Of these four books [The Crack In The Crib by MikeLadd, Messages Of Things by K.F. Pearson, The White Rose & The Bath by Jenny Boult and Caught On The Hop by Rob Johnson] K.F. Pearson’s Messages of Things is probably the most demanding of the reader. In many instances, there is an indefinable ‘I enjoyed reading it but can’t really say what I enjoyed about it.’ Sometimes it’s the sharpness of the image,

Have a motionless apple rage
    within its skin its hour

and

There’s an orange with a recalcitrant skin,
the sting of liquid speargrass in your eye.
Then precisely in the pain you are alive.

the intensity of the feelings portrayed,

To desire and desire and attain at the last
    is the true Kosciusko of pleasure I reckon

the intellectual, and linguistic challenge,

Firm as spidery tungsten coil, tensile, shining, strong,
the impossible singing of ‘is’ I gong and gong as ‘as’.

or simply the pleasure of recognizing and perhaps envying the skill with which these poems are wrought.
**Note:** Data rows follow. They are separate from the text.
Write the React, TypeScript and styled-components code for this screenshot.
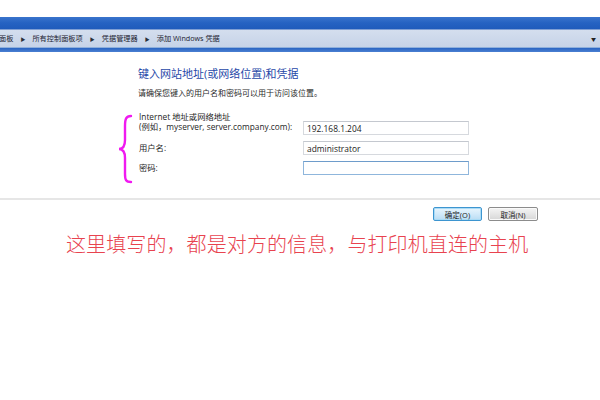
import { Fragment } from 'react';
import styled, { createGlobalStyle } from 'styled-components';

const GlobalStyle = createGlobalStyle`
    html, body {
        margin: 0;
        padding: 0;
        background: #ffffff;
    }
    body {
        width: 600px;
        height: 400px;
        overflow: hidden;
        font-family: 'Open Sans', 'Noto Sans CJK SC', sans-serif;
        color: #1e1e1e;
    }
`;

// haut de la fenêtre -------------->
const TopSpace = styled.div`
    height: 17px;
`;
const TitleBand = styled.div`
    height: 12px;
    background: linear-gradient(180deg, #3a74cc 0%, #2562c2 50%, #1f5bbb 100%);
`;
const AddressBar = styled.div`
    height: 17px;
    display: flex;
    align-items: center;
    gap: 7px;
    padding: 0 4px 0 0;
    margin-left: -1px;
    background: linear-gradient(180deg, #d4deee 0%, #c6d3e8 100%);
    border-top: 1px solid #7f9fd4;
    border-bottom: 1px solid #8fb0dc;
    font-size: 7.2px;
    color: #1b2230;
    white-space: nowrap;
`;
const Crumb = styled.span`
    line-height: 17px;
`;
const CrumbArrow = styled.span`
    font-size: 5px;
    color: #2a2f3a;
`;
const Drop = styled.span`
    margin-left: auto;
    font-size: 5px;
    color: #222;
`;
const BottomBand = styled.div`
    height: 4px;
    background: linear-gradient(180deg, #2a64c2, #4a80d2);
`;

// contenu -------------->
const Content = styled.div`
    padding: 15px 0 0 138px;
`;
const Heading = styled.div`
    font-size: 11px;
    line-height: 14px;
    color: #1f48a8;
`;
const SubText = styled.div`
    margin-top: 6px;
    font-size: 8px;
    line-height: 11px;
    color: #2a2a2a;
`;
const Form = styled.div`
    position: relative;
    margin: 14px 0 0 1px;
    display: flex;
    flex-direction: column;
    gap: 6px;
`;
const Row = styled.div<{ $tall?: boolean }>`
    display: grid;
    grid-template-columns: 164px 166px;
    align-items: ${(p) => (p.$tall ? 'end' : 'center')};
`;
const Label = styled.div<{ $tall?: boolean }>`
    font-size: 8.3px;
    line-height: 10px;
    color: #1e1e1e;
    padding-bottom: ${(p) => (p.$tall ? '3px' : '0')};
    white-space: nowrap;
`;
const Field = styled.div<{ $focus?: boolean }>`
    box-sizing: border-box;
    height: 14px;
    padding: 0 3px;
    display: flex;
    align-items: center;
    font-size: 8.4px;
    color: #1a1a1a;
    background: #ffffff;
    border: 1px solid ${(p) => (p.$focus ? '#8fb6dc' : '#d6d9de')};
    border-top-color: ${(p) => (p.$focus ? '#6e9ccb' : '#c4c8cf')};
`;
const Brace = styled.svg`
    position: absolute;
    left: -22px;
    top: 2px;
    width: 16px;
    height: 70px;
`;
const Separator = styled.div`
    margin-top: 23px;
    height: 2px;
    background: #e6e6e6;
`;
const Buttons = styled.div`
    display: flex;
    justify-content: flex-end;
    gap: 6px;
    padding: 7px 62px 0 0;
`;
const WinButton = styled.div<{ $primary?: boolean }>`
    box-sizing: border-box;
    width: ${(p) => (p.$primary ? '49px' : '50px')};
    height: 14px;
    display: flex;
    align-items: center;
    justify-content: center;
    font-size: 7.5px;
    color: #1a1a1a;
    border-radius: 2px;
    border: 1px solid ${(p) => (p.$primary ? '#3d95d0' : '#8c8c8c')};
    background: ${(p) =>
        p.$primary
            ? 'linear-gradient(180deg, #e9f5fd 0%, #d2eafa 50%, #b9dcf3 100%)'
            : 'linear-gradient(180deg, #f4f4f4 0%, #e6e6e6 50%, #d6d6d6 100%)'};
    box-shadow: inset 0 0 0 1px ${(p) => (p.$primary ? '#a9dbf6' : '#fafafa')};
`;
const Note = styled.div`
    margin: 10px 0 0 66px;
    font-family: 'Noto Sans CJK SC', sans-serif;
    font-weight: 300;
    font-size: 20px;
    line-height: 26px;
    color: #e8434f;
    letter-spacing: 0.1px;
`;

export default function App() {
    const crumbs = ['面板', '所有控制面板项', '凭据管理器', '添加 Windows 凭据'];
    return (
        <>
            <GlobalStyle />
            <TopSpace />
            <TitleBand />
            <AddressBar>
                {crumbs.map((c, i) => (
                    <Fragment key={c}>
                        {i > 0 && <CrumbArrow>▶</CrumbArrow>}
                        <Crumb>{c}</Crumb>
                    </Fragment>
                ))}
                <Drop>▼</Drop>
            </AddressBar>
            <BottomBand />
            <Content>
                <Heading>键入网站地址(或网络位置)和凭据</Heading>
                <SubText>请确保您键入的用户名和密码可以用于访问该位置。</SubText>
                <Form>
                    <Brace viewBox="0 0 16 70">
                        <path
                            d="M14 2 C9 2 8 5 8 12 L8 26 C8 32 6 35 2 35 C6 35 8 38 8 44 L8 60 C8 66 9 68 14 68"
                            fill="none"
                            stroke="#f01af0"
                            strokeWidth="2.4"
                            strokeLinecap="round"
                        />
                    </Brace>
                    <Row $tall>
                        <Label $tall>
                            Internet 地址或网络地址
                            <br />
                            (例如，myserver, server.company.com):
                        </Label>
                        <Field>192.168.1.204</Field>
                    </Row>
                    <Row>
                        <Label>用户名:</Label>
                        <Field>administrator</Field>
                    </Row>
                    <Row>
                        <Label>密码:</Label>
                        <Field $focus />
                    </Row>
                </Form>
            </Content>
            <Separator />
            <Buttons>
                <WinButton $primary>确定(O)</WinButton>
                <WinButton>取消(N)</WinButton>
            </Buttons>
            <Note>这里填写的，都是对方的信息，与打印机直连的主机</Note>
        </>
    );
}
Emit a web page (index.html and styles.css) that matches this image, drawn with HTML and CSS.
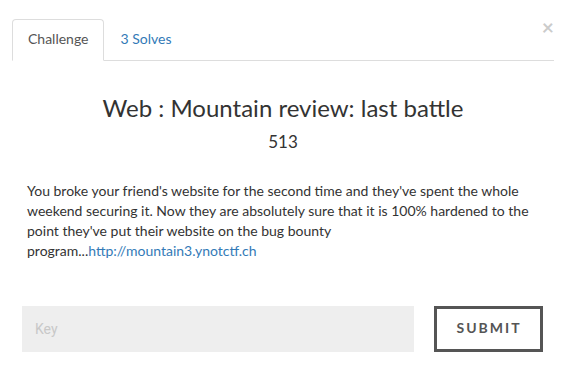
FILE: index.html
```html
<!DOCTYPE html>
<html>
<head>
<meta charset="utf-8">
<link rel="stylesheet" href="styles.css">
</head>
<body>
<div class="modal">
  <div class="tabs-row">
    <ul class="tabs">
      <li class="tab active">Challenge</li>
      <li class="tab">3 Solves</li>
    </ul>
    <span class="close">×</span>
  </div>
  <div class="content">
    <h2 class="title">Web : Mountain review: last battle</h2>
    <h3 class="points">513</h3>
    <p class="desc">You broke your friend's website for the second time and they've spent the whole weekend securing it. Now they are absolutely sure that it is 100% hardened to the point they've put their website on the bug bounty program...<a href="#">http://mountain3.ynotctf.ch</a></p>
    <div class="submit-row">
      <input class="key" type="text" placeholder="Key">
      <button class="submit">SUBMIT</button>
    </div>
  </div>
</div>
</body>
</html>
```

FILE: styles.css
```css
* { box-sizing: border-box; }
html, body { margin: 0; padding: 0; background: #fff; }
body { font-family: Lato, "Open Sans", sans-serif; color: #333; }
.modal { padding: 19px 11px 0 12px; }
.tabs-row { position: relative; }
.tabs {
  list-style: none; margin: 0; padding: 0;
  display: flex; border-bottom: 1px solid #ddd; height: 42px;
}
.tab {
  font-size: 14px; line-height: 20px; padding: 9px 14px 12px 15px;
  color: #337ab7; border: 1px solid transparent; border-radius: 4px 4px 0 0;
  margin-right: 1px;
}
.tab.active {
  color: #555; background: #fff; border-color: #ddd; border-bottom-color: #fff;
  height: 42px;
}
.close {
  position: absolute; right: 0; top: -2px; font-size: 21px; font-weight: bold;
  line-height: 20px; color: #000; opacity: 0.2;
}
.title {
  text-align: center; font-size: 24px; font-weight: 400; margin: 32px 0 0;
  line-height: 30px; color: #333;
}
.points {
  text-align: center; font-size: 17px; font-weight: 400; margin: 8px 0 0;
  line-height: 22px; color: #333;
}
.desc {
  font-size: 14px; line-height: 20px; margin: 28px 14px 0 15px; color: #333;
}
.desc a { color: #337ab7; text-decoration: none; }
.submit-row { display: flex; margin: 45px 11px 0 10px; gap: 20px; }
.key {
  flex: 1; height: 46px; border: none; background: #eee; padding: 0 13px;
  font-family: Roboto, sans-serif; font-size: 14px; color: #555;
}
.key::placeholder { color: #c8c8c8; }
.submit {
  width: 109px; height: 46px; border: 3px solid #555; background: #fff;
  font-family: Lato, sans-serif; font-weight: bold; font-size: 14px;
  letter-spacing: 2px; color: #555; padding: 0 0 3px 1px;
}
```
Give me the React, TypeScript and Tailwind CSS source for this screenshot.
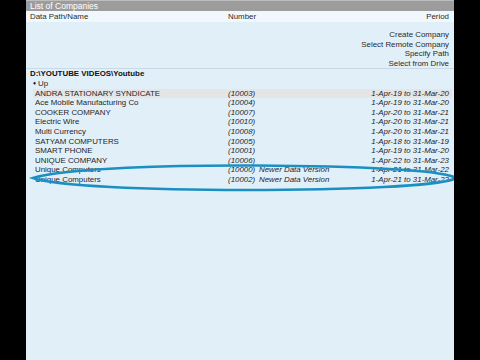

I see a dual value in these books. As collections of contemporary poetry, and contemporary Australian poetry in particular, they are worthwhile and interesting additions to anyone’s book collection. Each book shows a high degree of craftmanship and imaginative skill with words. The poems reflect the writers, of course, and they reflect the society within which those writers are working. As a teacher, I have found contemporary collections such as these invaluable when placed at the heart of any serious study of Australian literature or society. If I were currently teaching Matriculation English, I would certainly introduce these books to my students as a possible area for extension work.